The same thing goes for Luwawu-Cabarrot. The French-born guard looked destined for big things within the organization when he finished his 2016-17 rookie season by averaging 18.3 points, 3.3 rebounds and 2.3 assists over the final month.
That level of production proved to be just one of several glimpses for Luwawu-Cabarrot as patellar tendinitis continually held him back. The knee pain popped up again for him during summer league last year and lingered into training camp, which put him behind the eight ball.
Luwawu-Cabarrot ended up playing in only 52 games as he drifted further and further out of the rotation to the point in which he was inactive on most nights toward the end of the season. He finished with an average of 6.1 points in 15.5 minutes a night on 37.5 percent shooting from the field and 33.5 from three-point range.
"We shut me down like maybe two months ago, and I feel really good right now," Luwawu-Cabarrot said during his exit interview.
The right now factor is key. There weren't enough times when the 23-year-old felt good enough to display the burst that made the Sixers use the No. 24 pick on him in 2016.

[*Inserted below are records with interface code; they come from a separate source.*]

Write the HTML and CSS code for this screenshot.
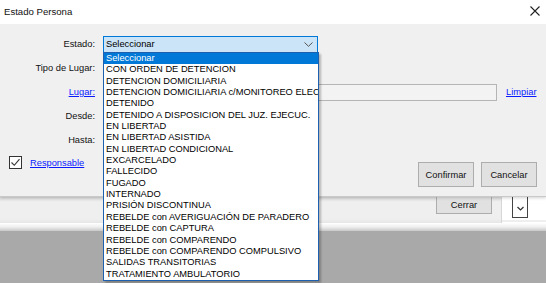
FILE: index.html
```html
<!DOCTYPE html>
<html>
<head>
<meta charset="utf-8">
<link rel="stylesheet" href="styles.css">
</head>
<body>
<div class="screen">
  <div class="dialog">
    <div class="titlebar">
      <span class="title">Estado Persona</span>
      <svg class="close" width="10" height="10" viewBox="0 0 10 10"><path d="M0.5 0.5L9.5 9.5M9.5 0.5L0.5 9.5" stroke="#222" stroke-width="1.1" fill="none"/></svg>
    </div>
    <div class="body">
      <div class="form">
        <span class="lbl">Estado:</span>
        <div class="combo"><span>Seleccionar</span><svg class="chev" width="9" height="5" viewBox="0 0 9 5"><path d="M0.5 0.5L4.5 4.3L8.5 0.5" stroke="#555" stroke-width="1" fill="none"/></svg></div>
        <span class="lbl">Tipo de Lugar:</span>
        <div class="field"></div>
        <a class="lbl link">Lugar:</a>
        <div class="field lugar"><div class="textbox"></div><a class="link">Limpiar</a></div>
        <span class="lbl">Desde:</span>
        <div class="field"></div>
        <span class="lbl">Hasta:</span>
        <div class="field"></div>
      </div>
      <div class="footer">
        <div class="check">
          <span class="box"><svg width="11" height="11" viewBox="0 0 11 11"><path d="M1.5 5.5L4.3 8.3L9.5 2.2" stroke="#333" stroke-width="1.1" fill="none"/></svg></span>
          <a class="link">Responsable</a>
        </div>
        <div class="buttons">
          <button class="btn">Confirmar</button>
          <button class="btn">Cancelar</button>
        </div>
      </div>
    </div>
  </div>
  <div class="behind">
    <div class="behind-row">
      <div class="panel"><button class="btn cerrar">Cerrar</button></div>
      <div class="mini-combo"><svg width="7" height="5" viewBox="0 0 7 5"><path d="M0.5 1L3.5 4L6.5 1" stroke="#333" stroke-width="1.2" fill="none"/></svg></div>
    </div>
    <div class="band"></div>
    <div class="desktop"></div>
  </div>
  <ul class="dropdown">
    <li class="sel">Seleccionar</li>
    <li>CON ORDEN DE DETENCION</li>
    <li>DETENCION DOMICILIARIA</li>
    <li>DETENCION DOMICILIARIA c/MONITOREO ELECTRONICO</li>
    <li>DETENIDO</li>
    <li>DETENIDO A DISPOSICION DEL JUZ. EJECUC.</li>
    <li>EN LIBERTAD</li>
    <li>EN LIBERTAD ASISTIDA</li>
    <li>EN LIBERTAD CONDICIONAL</li>
    <li>EXCARCELADO</li>
    <li>FALLECIDO</li>
    <li>FUGADO</li>
    <li>INTERNADO</li>
    <li>PRISIÓN DISCONTINUA</li>
    <li>REBELDE con AVERIGUACIÓN DE PARADERO</li>
    <li>REBELDE con CAPTURA</li>
    <li>REBELDE con COMPARENDO</li>
    <li>REBELDE con COMPARENDO COMPULSIVO</li>
    <li>SALIDAS TRANSITORIAS</li>
    <li>TRATAMIENTO AMBULATORIO</li>
  </ul>
</div>
</body>
</html>
```

FILE: styles.css
```css
* { box-sizing: border-box; }
html, body { margin: 0; padding: 0; }
body {
  width: 546px;
  height: 283px;
  overflow: hidden;
  font-family: "Liberation Sans", Arial, sans-serif;
  font-size: 9.3px;
  color: #000;
  background: #a9a9a9;
}
.screen {
  position: relative;
  width: 546px;
  height: 283px;
  display: flex;
  flex-direction: column;
}
.dialog {
  height: 197px;
  display: flex;
  flex-direction: column;
  border-bottom: 1px solid #c9c9c9;
  position: relative;
  z-index: 2;
  box-shadow: 0 1px 3px rgba(0,0,0,0.18);
}
.titlebar {
  height: 24px;
  background: #fff;
  display: flex;
  align-items: center;
  justify-content: space-between;
  padding: 0 6px 2px 4px;
}
.title {
  font-size: 9.6px;
  color: #111;
}
.body {
  flex: 1;
  background: #f0f0f0;
  padding-top: 8px;
  display: flex;
  flex-direction: column;
}
.form {
  display: grid;
  grid-template-columns: 95px 1fr;
  grid-auto-rows: 24px;
  column-gap: 8px;
  align-items: center;
}
.lbl {
  text-align: right;
  color: #111;
}
.link {
  color: #0a1bff;
  text-decoration: underline;
  cursor: pointer;
}
.combo {
  width: 215px;
  height: 17px;
  border: 1px solid #0078d7;
  background: #cce4f7;
  display: flex;
  align-items: center;
  justify-content: space-between;
  padding: 0 4px 0 2px;
}
.chev { display: block; }
.field { height: 17px; }
.lugar {
  display: flex;
  align-items: center;
  gap: 9px;
}
.textbox {
  width: 394px;
  height: 17px;
  border: 1px solid #b5b5b5;
  background: #f3f3f3;
}
.footer {
  display: flex;
  justify-content: space-between;
  align-items: flex-start;
  padding: 0 9px;
}
.check {
  display: flex;
  align-items: center;
  gap: 8px;
  margin-top: 4px;
}
.box {
  width: 13px;
  height: 13px;
  border: 1px solid #333;
  background: #fff;
  display: flex;
  align-items: center;
  justify-content: center;
}
.box svg { display: block; }
.buttons {
  display: flex;
  gap: 7px;
  margin-top: 10px;
}
.btn {
  font-family: "Liberation Sans", Arial, sans-serif;
  font-size: 9.3px;
  color: #111;
  width: 56px;
  height: 25px;
  background: #e1e1e1;
  border: 1px solid #adadad;
  padding: 0;
}
.behind {
  flex: 1;
  display: flex;
  flex-direction: column;
}
.behind-row {
  height: 26px;
  display: flex;
  background: linear-gradient(#ffffff, #ffffff 23px, #dedede 24px, #ffffff 25px);
}
.panel {
  width: 502px;
  height: 27px;
  background: linear-gradient(#dadada, #efefef 5px, #efefef 22px, #e6e6e6);
  border-bottom: 1px solid #cfcfcf;
  border-right: 1px solid #d6d6d6;
  display: flex;
  justify-content: flex-end;
  padding-right: 9px;
}
.cerrar {
  height: 17px;
  width: 56px;
  border-top: none;
  line-height: 10px;
  padding-top: 0;
}
.mini-combo {
  width: 16px;
  height: 21px;
  margin-left: 10px;
  border: 1px solid #444;
  border-top: none;
  background: #fff;
  display: flex;
  align-items: center;
  justify-content: center;
  padding-top: 3px;
}
.mini-combo svg { display: block; }
.band {
  height: 8px;
  background: linear-gradient(#ffffff, #eeeeee 50%, #c8c8c8);
}
.desktop {
  flex: 1;
  background: #a9a9a9;
}
.dropdown {
  position: absolute;
  left: 103px;
  top: 52px;
  width: 216px;
  margin: 0;
  padding: 0;
  list-style: none;
  background: #fff;
  border: 1px solid #1e5fae;
  box-shadow: 2px 2px 2px rgba(0,0,0,0.25);
  z-index: 5;
  overflow: hidden;
}
.dropdown li {
  height: 11.35px;
  line-height: 11.35px;
  padding-left: 2px;
  white-space: nowrap;
  overflow: hidden;
  color: #000;
}
.dropdown li.sel {
  background: #0078d7;
  color: #fff;
}
```
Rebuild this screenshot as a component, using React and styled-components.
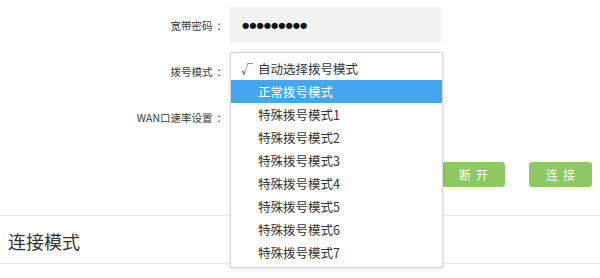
import React from 'react';
import styled, { createGlobalStyle } from 'styled-components';

const GlobalStyle = createGlobalStyle`
  html, body {
    margin: 0;
    padding: 0;
    background: #fff;
  }
  body {
    font-family: "Noto Sans CJK SC", "Noto Sans", sans-serif;
    color: #333;
  }
`;

const modes = [
  '自动选择拨号模式',
  '正常拨号模式',
  '特殊拨号模式1',
  '特殊拨号模式2',
  '特殊拨号模式3',
  '特殊拨号模式4',
  '特殊拨号模式5',
  '特殊拨号模式6',
  '特殊拨号模式7',
];

const Page = styled.div`
  width: 600px;
  height: 278px;
  overflow: hidden;
  position: relative;
`;

const Form = styled.div`
  display: grid;
  grid-template-columns: 222px 211px;
  grid-auto-rows: 36px;
  column-gap: 8px;
  row-gap: 10px;
  padding-top: 7px;
  align-items: center;
`;

const Label = styled.label`
  font-size: 10.5px;
  text-align: right;
  color: #3a3a3a;
  white-space: nowrap;
  span {
    margin-left: 4px;
    margin-right: -5px;
  }
`;

const Field = styled.div`
  position: relative;
  height: 36px;
  background: ${(p) => (p.$filled ? '#f2f2f2' : 'transparent')};
  display: flex;
  align-items: center;
  padding-left: 12px;
  box-sizing: border-box;
`;

const Dots = styled.span`
  font-family: "DejaVu Sans", sans-serif;
  font-size: 8.2px;
  letter-spacing: 0.1px;
  color: #111;
`;

const Menu = styled.ul`
  position: absolute;
  top: -1px;
  left: 0;
  width: 211px;
  margin: 0;
  padding: 4px 0 3px;
  list-style: none;
  background: #fff;
  border: 1px solid #d6d6d6;
  box-shadow: 0 1px 4px rgba(0, 0, 0, 0.12);
  z-index: 10;
`;

const Item = styled.li`
  display: flex;
  align-items: center;
  height: 23px;
  padding-left: 10px;
  font-size: 12.5px;
  color: ${(p) => (p.$active ? '#fff' : '#333')};
  background: ${(p) => (p.$active ? '#43a6ee' : 'transparent')};
`;

const Check = styled.span`
  width: 17px;
  font-size: 12px;
`;

const Buttons = styled.div`
  display: flex;
  justify-content: flex-end;
  gap: 24px;
  padding-right: 8px;
  margin-top: 27px;
`;

const Button = styled.button`
  width: 63px;
  height: 25px;
  border: none;
  border-radius: 3px;
  background: #8dc862;
  color: #fff;
  font-family: "Noto Sans CJK SC", sans-serif;
  font-size: 12px;
  letter-spacing: 5px;
  padding: 0 0 0 5px;
`;

const Section = styled.div`
  margin-top: 28px;
  height: 49px;
  border-top: 1px solid #e8e8e8;
  border-bottom: 1px solid #e8e8e8;
  display: flex;
  align-items: center;
  padding: 3px 0 0 8px;
  box-sizing: border-box;
  font-size: 18px;
  color: #333;
`;

export default function App() {
  return (
    <Page>
      <GlobalStyle />
      <Form>
        <Label>宽带密码<span>：</span></Label>
        <Field $filled>
          <Dots>●●●●●●●●●</Dots>
        </Field>
        <Label>拨号模式<span>：</span></Label>
        <Field>
          <Menu>
            {modes.map((m, i) => (
              <Item key={m} $active={i === 1}>
                <Check>{i === 0 ? '√' : ''}</Check>
                {m}
              </Item>
            ))}
          </Menu>
        </Field>
        <Label>WAN口速率设置<span>：</span></Label>
        <Field />
      </Form>
      <Buttons>
        <Button>断开</Button>
        <Button>连接</Button>
      </Buttons>
      <Section>连接模式</Section>
    </Page>
  );
}
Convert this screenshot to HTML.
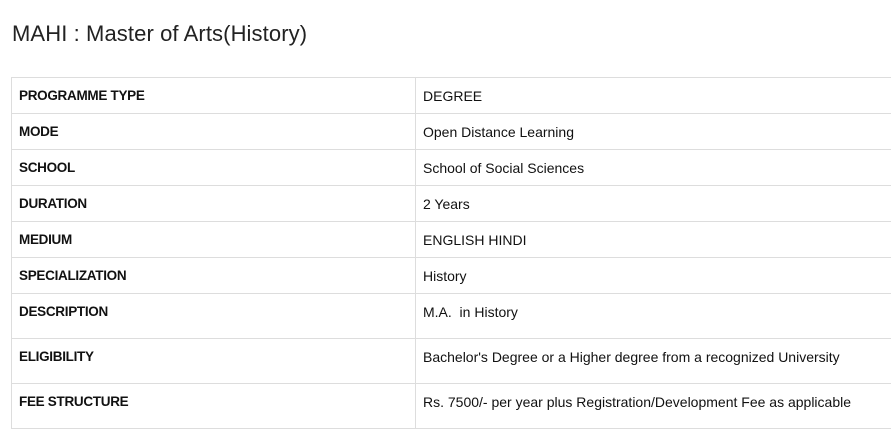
<!DOCTYPE html>
<html><head><style>
body{margin:0;background:#fff;font-family:"Liberation Sans",Arial,sans-serif;color:#111;width:891px;height:430px;overflow:hidden;position:relative}
h1{position:absolute;left:12px;top:21px;margin:0;font-weight:normal;font-size:22px;color:#222;letter-spacing:0.1px}
table{position:absolute;left:11px;top:77px;border-collapse:collapse;width:900px;table-layout:fixed}
td{border:1px solid #ddd;font-size:14px;padding:0 7px;vertical-align:top;padding-top:10px;box-sizing:border-box}
td:first-child{width:404px;font-weight:bold;letter-spacing:-0.3px;font-size:13.5px}
tr{height:36px}
tr.t{height:45px}
</style></head><body>
<h1>MAHI : Master of Arts(History)</h1>
<table>
<tr><td>PROGRAMME TYPE</td><td>DEGREE</td></tr>
<tr><td>MODE</td><td>Open Distance Learning</td></tr>
<tr><td>SCHOOL</td><td>School of Social Sciences</td></tr>
<tr><td>DURATION</td><td>2 Years</td></tr>
<tr><td>MEDIUM</td><td>ENGLISH HINDI</td></tr>
<tr><td>SPECIALIZATION</td><td>History</td></tr>
<tr class="t"><td>DESCRIPTION</td><td>M.A.&nbsp; in History</td></tr>
<tr class="t"><td>ELIGIBILITY</td><td>Bachelor's Degree or a Higher degree from a recognized University</td></tr>
<tr class="t"><td>FEE STRUCTURE</td><td>Rs. 7500/- per year plus Registration/Development Fee as applicable</td></tr>
</table>
</body></html>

With both Anderson and Luwawu-Cabarrot dealing with separate injuries, the up-and-coming Sixers knew they needed to address their bench. That's why the team aggressively targeted Marco Belinelli on the buyout market and the veteran guard was able to instantly slide into a sixth-man role for the squad.
The Sixers weren't about to wait for the duo to get things together then and Thursday's trade shows they're not about to wait now.
Not for players of this caliber, anyway.